The most unsuccessful thing about these poster designs is the use of body copy text. Body Copy on a poster isn't common, and it's something that would 9/10 times get overlooked by the viewer, as they are more likely glimpse at the poster than analyse is fully. Posters should have information very clearly organised, so that the most important information can be obtained within seconds.
This is the branding for the talk from Elaine Constantine (from the same year as the above posters). This is key to note, as if the poster designs created are chosen, the rest of the branding for the evenings will need to be designed. It is clear to see that the branding is from the same year of Creative Networks, as the typeface used is the same, and the use of negative space is also sustained.
Below is another years poster designs for the Creative Networks events. These poster designs are minimal and legible and very easy to follow. The imagery used is very strong and instantly grabs the viewers attention using both colour and the focus of negative space. The logo placement and use of text is also consistent throughout both designs, and the LCA logo is shown using the shape of the imagery - this is very well designed, as it hints to the location of the events - Leeds College of Art. The information included is very concise, however both posters lack quite useful information, such as location of the event, the date and time. The posters also don't mention how to purchase tickets. This is something to be considered within my own groups poster designs.

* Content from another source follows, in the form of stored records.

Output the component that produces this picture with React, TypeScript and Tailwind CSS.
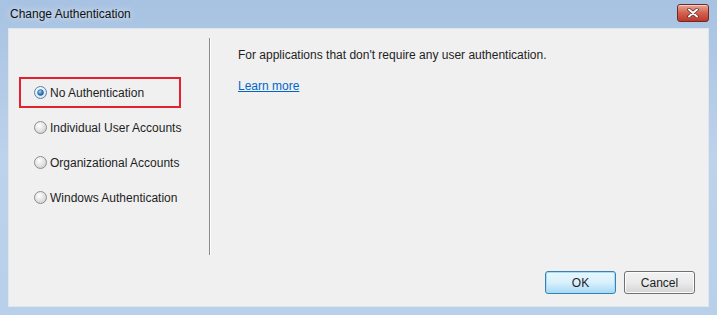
import React from "react";

const options = [
  "No Authentication",
  "Individual User Accounts",
  "Organizational Accounts",
  "Windows Authentication",
];

function Radio({ checked }: { checked: boolean }) {
  return (
    <svg width="13" height="13" viewBox="0 0 13 13" className="shrink-0">
      <defs>
        <radialGradient id={checked ? "rg-on" : "rg-off"} cx="40%" cy="35%" r="70%">
          <stop offset="0%" stopColor="#ffffff" />
          <stop offset="100%" stopColor={checked ? "#d6e4f2" : "#cfcfcf"} />
        </radialGradient>
        <radialGradient id="dot" cx="40%" cy="35%" r="70%">
          <stop offset="0%" stopColor="#a9d4f5" />
          <stop offset="60%" stopColor="#2f7fc4" />
          <stop offset="100%" stopColor="#1d4f8a" />
        </radialGradient>
      </defs>
      <circle cx="6.5" cy="6.5" r="6" fill={`url(#${checked ? "rg-on" : "rg-off"})`} stroke={checked ? "#5b7fa6" : "#8e8f8f"} strokeWidth="1" />
      {checked && <circle cx="6.5" cy="6.5" r="3" fill="url(#dot)" stroke="#2a5a8e" strokeWidth="0.5" />}
    </svg>
  );
}

export default function App() {
  return (
    <div
      className="w-[717px] h-[315px] flex flex-col bg-gradient-to-b from-[#a7c2e2] via-[#bdd2eb] to-[#b8d0ea] text-[12px] text-[#1e1e1e]"
      style={{ fontFamily: '"Liberation Sans", Arial, sans-serif' }}
    >
      {/* Title bar */}
      <div className="h-[28px] flex items-center justify-between pl-[10px] pr-[8px] shrink-0">
        <span className="text-[12px] text-[#111] [text-shadow:0_0_6px_rgba(255,255,255,0.9)]">
          Change Authentication
        </span>
        <div className="w-[32px] h-[18px] -mt-[3px] rounded-[3px] border border-[#6b2a24] bg-gradient-to-b from-[#e8a595] via-[#d3604e] to-[#c0352a] flex items-center justify-center shadow-[inset_0_1px_0_rgba(255,255,255,0.5)]">
          <svg width="12" height="10" viewBox="0 0 12 10">
            <path d="M2 1.5 L10 8.5 M10 1.5 L2 8.5" stroke="#5a2a25" strokeWidth="3.4" strokeLinecap="round" />
            <path d="M2 1.5 L10 8.5 M10 1.5 L2 8.5" stroke="#ffffff" strokeWidth="2" strokeLinecap="round" />
          </svg>
        </div>
      </div>

      {/* Client area */}
      <div className="mx-[8px] mb-[8px] flex-1 flex flex-col bg-[#f0f0f0] border border-[#dfe6ee]">
        <div className="flex mt-[9px] h-[217px]">
          {/* Left options */}
          <div className="w-[200px] pt-[37px] pl-[10px]">
            {options.map((o, i) =>
              i === 0 ? (
                <div key={o} className="h-[35px] flex items-center">
                  <div className="w-[162px] h-[31px] border-2 border-[#e2222e] flex items-center gap-[3px] pl-[13px]">
                    <Radio checked />
                    <span>{o}</span>
                  </div>
                </div>
              ) : (
                <div key={o} className="h-[35px] flex items-center gap-[3px] pl-[15px]">
                  <Radio checked={false} />
                  <span>{o}</span>
                </div>
              )
            )}
          </div>
          {/* Divider */}
          <div className="w-px bg-[#8a8a8a] border-r border-white box-content" />
          {/* Right description */}
          <div className="pl-[27px] pt-[9px] flex flex-col gap-[15px]">
            <p className="leading-[16px]">For applications that don&apos;t require any user authentication.</p>
            <a href="#" className="leading-[16px] text-[#0066cc] underline w-fit">
              Learn more
            </a>
          </div>
        </div>

        {/* Buttons */}
        <div className="mt-auto mb-[12px] flex justify-end gap-[8px] pr-[13px]">
          <button className="w-[71px] h-[23px] rounded-[3px] border border-[#3c7fb1] bg-gradient-to-b from-[#eaf6fd] via-[#d9f0fc] to-[#a7d9f5] shadow-[inset_0_0_0_1px_#9ee0f8] text-[12px]">
            OK
          </button>
          <button className="w-[71px] h-[23px] rounded-[3px] border border-[#707070] bg-gradient-to-b from-[#f2f2f2] via-[#ebebeb] to-[#d5d5d5] shadow-[inset_0_0_0_1px_#fcfcfc] text-[12px]">
            Cancel
          </button>
        </div>
      </div>
    </div>
  );
}
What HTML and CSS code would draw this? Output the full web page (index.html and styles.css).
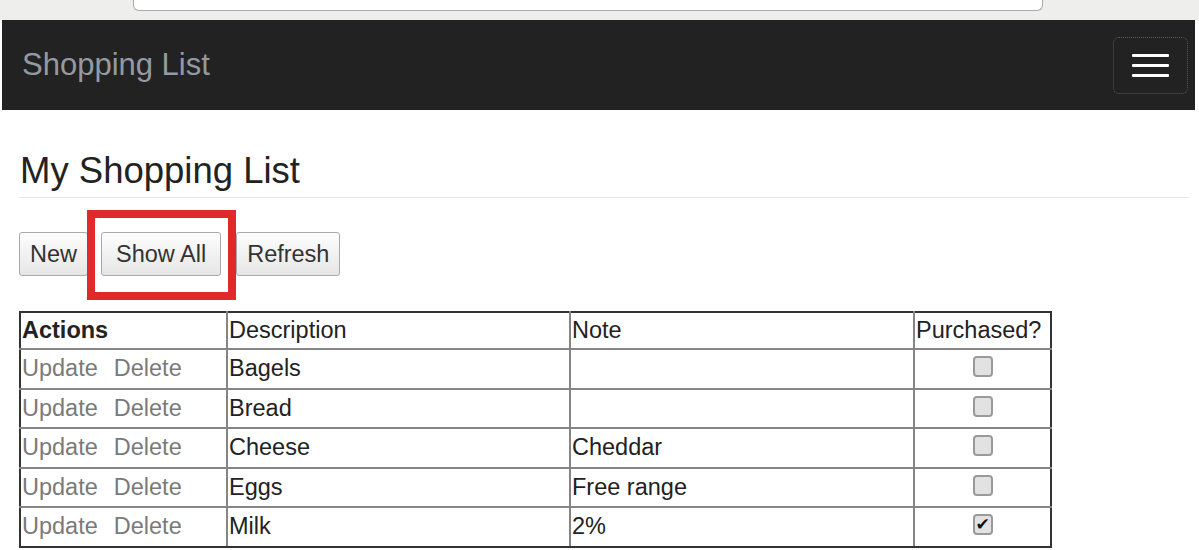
FILE: index.html
```html
<!DOCTYPE html>
<html>
<head>
<meta charset="utf-8">
<title>Shopping List</title>
<link rel="stylesheet" href="styles.css">
</head>
<body>
<div class="chrome"><div class="addr"></div></div>
<nav class="navbar">
  <span class="brand">Shopping List</span>
  <button class="toggle" aria-label="menu">
    <span class="bar"></span><span class="bar"></span><span class="bar"></span>
  </button>
</nav>
<main class="container">
  <h1 class="page-header">My Shopping List</h1>
  <div class="toolbar">
    <button class="btn">New</button>
    <button class="btn btn-wide">Show All</button>
    <button class="btn btn-last">Refresh</button>
    <div class="highlight"></div>
  </div>
  <table class="list">
    <colgroup>
      <col class="c-actions"><col class="c-desc"><col class="c-note"><col class="c-purch">
    </colgroup>
    <thead>
      <tr><th class="bold">Actions</th><th>Description</th><th>Note</th><th>Purchased?</th></tr>
    </thead>
    <tbody>
      <tr><td><a class="act">Update</a><a class="act">Delete</a></td><td>Bagels</td><td></td><td class="center"><span class="cb"></span></td></tr>
      <tr><td><a class="act">Update</a><a class="act">Delete</a></td><td>Bread</td><td></td><td class="center"><span class="cb"></span></td></tr>
      <tr><td><a class="act">Update</a><a class="act">Delete</a></td><td>Cheese</td><td>Cheddar</td><td class="center"><span class="cb"></span></td></tr>
      <tr><td><a class="act">Update</a><a class="act">Delete</a></td><td>Eggs</td><td>Free range</td><td class="center"><span class="cb"></span></td></tr>
      <tr><td><a class="act">Update</a><a class="act">Delete</a></td><td>Milk</td><td>2%</td><td class="center"><span class="cb checked">&#10004;</span></td></tr>
    </tbody>
  </table>
</main>
</body>
</html>
```
FILE: styles.css
```css
* { box-sizing: border-box; }
html, body { margin: 0; padding: 0; background: #fff; }
body { font-family: "Liberation Sans", Arial, sans-serif; color: #222; width: 1199px; height: 550px; overflow: hidden; }

.chrome { height: 20px; background: #eeeeec; padding-left: 133px; }
.addr { width: 910px; height: 11px; background: #fff; border: 1px solid #aaa; border-top: none; border-radius: 0 0 6px 6px; }

.navbar { height: 90px; margin: 0 4px 0 2px; background: #222; display: flex; align-items: center; justify-content: space-between; padding: 0 7px 0 20px; }
.brand { font-size: 31px; color: #939aa2; }
.toggle { width: 75px; height: 57px; background: transparent; border: 1px dotted #5a5a5a; border-radius: 6px; display: flex; flex-direction: column; align-items: center; justify-content: center; gap: 7px; padding: 0; }
.bar { display: block; width: 37px; height: 3px; background: #fff; border-radius: 1px; }

.container { padding: 0 10px 0 19px; }
.page-header { font-weight: normal; font-size: 36.5px; line-height: 38px; margin: 42px 0 0 0; padding: 0 0 7px 1px; border-bottom: 1px solid #e4e4e4; color: #222; }

.toolbar { position: relative; display: flex; gap: 13px; margin-top: 34px; height: 44px; }
.btn { font-family: "Liberation Sans", Arial, sans-serif; font-size: 23.5px; color: #333; height: 44px; padding: 0 10px; border: 1px solid #a9a9a9; border-radius: 3px; background: linear-gradient(#fdfdfd, #e6e6e6); }
.btn-wide { padding: 0 14px; }
.btn-last { margin-left: 2px; }
.highlight { position: absolute; left: 68px; top: -22px; width: 149px; height: 90px; border: 8px solid #e02a2a; pointer-events: none; }

.list { margin-top: 35px; border-collapse: collapse; border: 2px solid #333; width: 1031px; table-layout: fixed; font-size: 23.5px; }
.c-actions { width: 207px; }
.c-desc { width: 343px; }
.c-note { width: 344px; }
.c-purch { width: 137px; }
.list th, .list td { border: 2px solid #858585; padding: 2px 1px; text-align: left; font-weight: normal; line-height: 33.5px; color: #222; white-space: nowrap; }
.list thead th { border-top-color: #333; line-height: 31px; }
.list th:first-child, .list td:first-child { border-left-color: #333; }
.list th:last-child, .list td:last-child { border-right-color: #333; }
.list tbody tr:last-child td { border-bottom-color: #333; }
.list th.bold { font-weight: bold; }
.act { color: #7a7a7a; margin-right: 16px; }
.center { text-align: center !important; }
.cb { display: inline-block; width: 20px; height: 21px; border: 2px solid #9a9a9a; border-radius: 4px; background: #e2e2e2; vertical-align: middle; font-size: 17px; font-weight: bold; line-height: 17px; color: #111; text-align: center; margin-top: -6px; font-family: "DejaVu Sans", sans-serif; }
```
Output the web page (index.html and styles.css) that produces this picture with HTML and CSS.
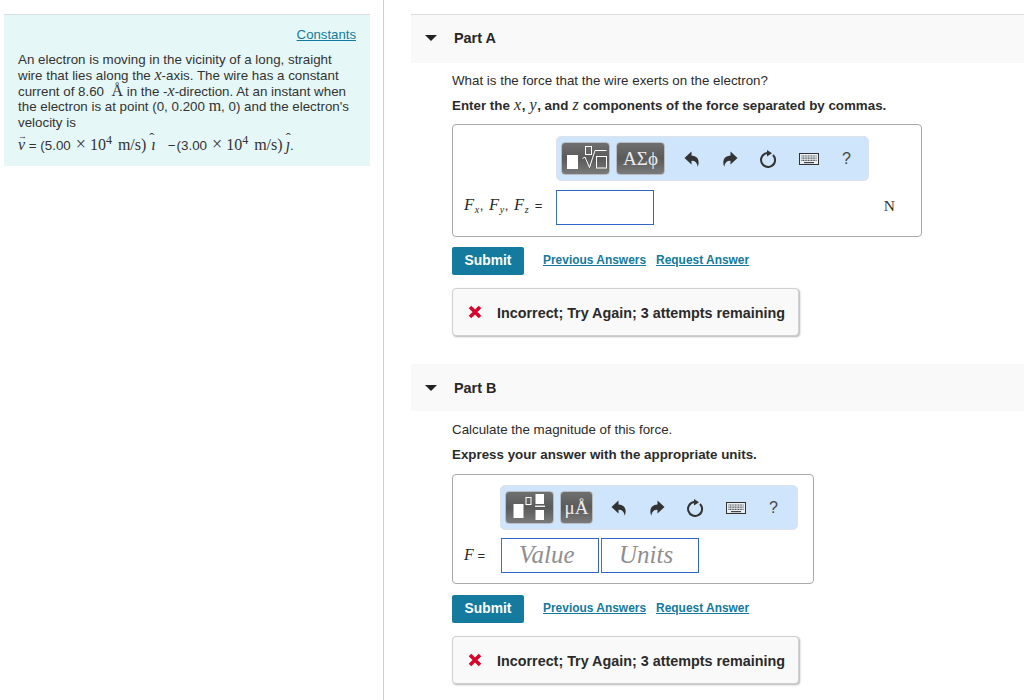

It may also be helpful to look at other posters around college organising different events, such as SU events. For this reason, I walked around and took some photos of existing poster designs. Below is the first poster that could be relevant for the Creative Networks brief. The use of bold uppercase text really makes the information stand out from other posters, and the uniformed layout makes the poster really legible and flow well. The use of the LCA logo is what stood out mostly, as part of the Creative Networks brief requirements is to include both the Creative Networks logo and the LCA logo, so this is something to definitely consider. The poster is, however, quite dull as it uses very little imagery and looks very much like a certificate, so using imagery is definitely something to consider.
The next poster design is for a Student Union event within the college. The poster uses very bright imagery to catch the attention of the viewer, which is incredibly successful as it stands out from a lot of the posters on this wall in the college. There is very little text on the poster, which is key as all the information about the event is very concise and the attention of the viewer is kept from start to finish. The logo placement on this particular poster is also interesting to note, as it isn't a focus of the poster (unlike the previous). It is still a successful placement of the logo design, however, as the logo is still visible and it is mentioned through the text in the poster that it is a society of the university.
Finally, this poster design is for NEST, the college publication. In my opinion, the poster doesn't stand out at all from the rest of the posters reviewed. This is most likely due to the lack of colour, as this poster blends into the background due to the use of affordable, white stock and the black outlined text. This poster, however, was most likely considered in great detail, as the outlined text and lack of colour means that it was incredibly affordable to print in bulk - which was very apparently done as the poster can be seen on almost every wall in the university. In this sense, it is successful as the poster is hard to avoid. It is also apparent the reason for the lack of imagery - the person wanting submissions doesn't want to influence anyone submitting work and simply wants the work 'Focus' to be the focus of the poster, hence the central positioning of the word and the use of negative space surrounding the word.